All the data below goes into the copy word for word, but the pictures don't.
## START Supplied information
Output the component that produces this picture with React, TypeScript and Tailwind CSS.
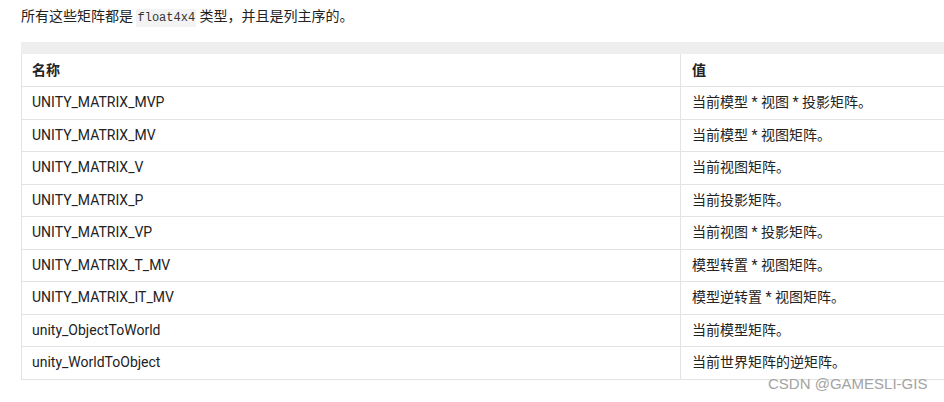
import React from 'react'

const rows: [string, string][] = [
  ['UNITY_MATRIX_MVP', '当前模型 * 视图 * 投影矩阵。'],
  ['UNITY_MATRIX_MV', '当前模型 * 视图矩阵。'],
  ['UNITY_MATRIX_V', '当前视图矩阵。'],
  ['UNITY_MATRIX_P', '当前投影矩阵。'],
  ['UNITY_MATRIX_VP', '当前视图 * 投影矩阵。'],
  ['UNITY_MATRIX_T_MV', '模型转置 * 视图矩阵。'],
  ['UNITY_MATRIX_IT_MV', '模型逆转置 * 视图矩阵。'],
  ['unity_ObjectToWorld', '当前模型矩阵。'],
  ['unity_WorldToObject', '当前世界矩阵的逆矩阵。'],
]

const font = { fontFamily: 'Roboto, "Noto Sans CJK SC", sans-serif' }

export default function App() {
  return (
    <div className="relative w-[944px] h-[402px] overflow-hidden bg-white text-[#222]" style={font}>
      {/* intro line */}
      <p className="pl-[21px] pt-[5px] text-[14px] leading-[22px]">
        所有这些矩阵都是{' '}
        <code className="bg-[#f3f3f3] px-[1px] py-[2px] text-[12px] font-['Liberation_Mono',monospace] text-[#333]">float4x4</code>{' '}
        类型，并且是列主序的。
      </p>

      {/* table */}
      <div className="mt-[13px] ml-[21px] w-[940px]">
        <div className="h-[12px] bg-[#eeeeee]" />
        <div className="border-l border-[#e3e3e3]">
          <div className="grid grid-cols-[659px_1fr] h-[32px] text-[14px] font-bold">
            <div className="flex items-center pl-[10px] border-r border-[#e3e3e3]">名称</div>
            <div className="flex items-center pl-[11px]">值</div>
          </div>
          {rows.map(([name, value]) => (
            <div key={name} className="grid grid-cols-[659px_1fr] h-[32.5px] border-t border-[#e3e3e3] text-[14px]">
              <div className="flex items-center pl-[10px] border-r border-[#e3e3e3]">{name}</div>
              <div className="flex items-center pl-[11px]">{value}</div>
            </div>
          ))}
          <div className="border-t border-[#e3e3e3]" />
        </div>
      </div>

      {/* watermark */}
      <div className="absolute left-[768px] top-[375px] text-[15px] leading-[18px] text-[#a3a3a3] font-['Liberation_Sans',sans-serif]">
        CSDN @GAMESLI-GIS
      </div>
    </div>
  )
}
## END Supplied information
Complete output:
Output the component that produces this picture with React, TypeScript and Tailwind CSS.
import React from 'react'

const rows: [string, string][] = [
  ['UNITY_MATRIX_MVP', '当前模型 * 视图 * 投影矩阵。'],
  ['UNITY_MATRIX_MV', '当前模型 * 视图矩阵。'],
  ['UNITY_MATRIX_V', '当前视图矩阵。'],
  ['UNITY_MATRIX_P', '当前投影矩阵。'],
  ['UNITY_MATRIX_VP', '当前视图 * 投影矩阵。'],
  ['UNITY_MATRIX_T_MV', '模型转置 * 视图矩阵。'],
  ['UNITY_MATRIX_IT_MV', '模型逆转置 * 视图矩阵。'],
  ['unity_ObjectToWorld', '当前模型矩阵。'],
  ['unity_WorldToObject', '当前世界矩阵的逆矩阵。'],
]

const font = { fontFamily: 'Roboto, "Noto Sans CJK SC", sans-serif' }

export default function App() {
  return (
    <div className="relative w-[944px] h-[402px] overflow-hidden bg-white text-[#222]" style={font}>
      {/* intro line */}
      <p className="pl-[21px] pt-[5px] text-[14px] leading-[22px]">
        所有这些矩阵都是{' '}
        <code className="bg-[#f3f3f3] px-[1px] py-[2px] text-[12px] font-['Liberation_Mono',monospace] text-[#333]">float4x4</code>{' '}
        类型，并且是列主序的。
      </p>

      {/* table */}
      <div className="mt-[13px] ml-[21px] w-[940px]">
        <div className="h-[12px] bg-[#eeeeee]" />
        <div className="border-l border-[#e3e3e3]">
          <div className="grid grid-cols-[659px_1fr] h-[32px] text-[14px] font-bold">
            <div className="flex items-center pl-[10px] border-r border-[#e3e3e3]">名称</div>
            <div className="flex items-center pl-[11px]">值</div>
          </div>
          {rows.map(([name, value]) => (
            <div key={name} className="grid grid-cols-[659px_1fr] h-[32.5px] border-t border-[#e3e3e3] text-[14px]">
              <div className="flex items-center pl-[10px] border-r border-[#e3e3e3]">{name}</div>
              <div className="flex items-center pl-[11px]">{value}</div>
            </div>
          ))}
          <div className="border-t border-[#e3e3e3]" />
        </div>
      </div>

      {/* watermark */}
      <div className="absolute left-[768px] top-[375px] text-[15px] leading-[18px] text-[#a3a3a3] font-['Liberation_Sans',sans-serif]">
        CSDN @GAMESLI-GIS
      </div>
    </div>
  )
}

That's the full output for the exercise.